Forty companies. Different sizes, different stacks, different clouds. GitHub Actions, CircleCI, GitLab CI, Jenkins (yes, still), Bitbucket Pipelines. After running or auditing CI/CD for all of them, three things stand out as the clearest predictors of whether a team has pipeline-related incidents.
1. They treat their pipeline as production code
The teams with the fewest incidents have pipeline configuration that's reviewed, tested, and versioned the same way their application code is. No "quick YAML tweak" that bypasses review. No pipeline changes deployed on Friday afternoons. The pipeline is part of the system, not a wrapper around it.
2. They have exactly one deployment path to production
Not two. Not a fast-track and a slow path. One. Every deployment to production goes through the same gates — automated tests, environment-based approvals, deployment verification. The teams who have multiple paths always end up using the fast path when it matters most, which is exactly when you want the gates most.

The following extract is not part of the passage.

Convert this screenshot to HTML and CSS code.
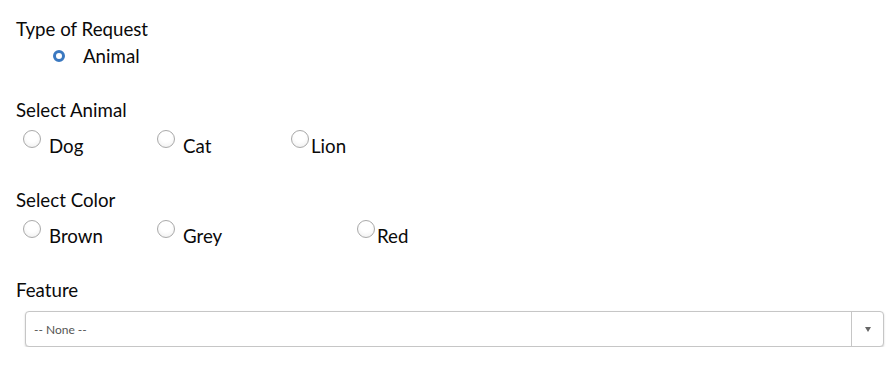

"A second deployment path is a pressure valve. It'll get used when pressure is highest, which is when you can least afford to skip your checks."
3. Rollback is tested and fast
Not theoretically possible. Tested. Monthly. With a timer. The teams with the lowest mean time to recovery practice rollback the same way good teams practice incident response — deliberately, before they need it. If rolling back takes more than 10 minutes, it'll get deprioritised when an incident is live and the option you'll reach for is forward-fix instead.
These three patterns aren't complicated. They're discipline. And discipline compounds.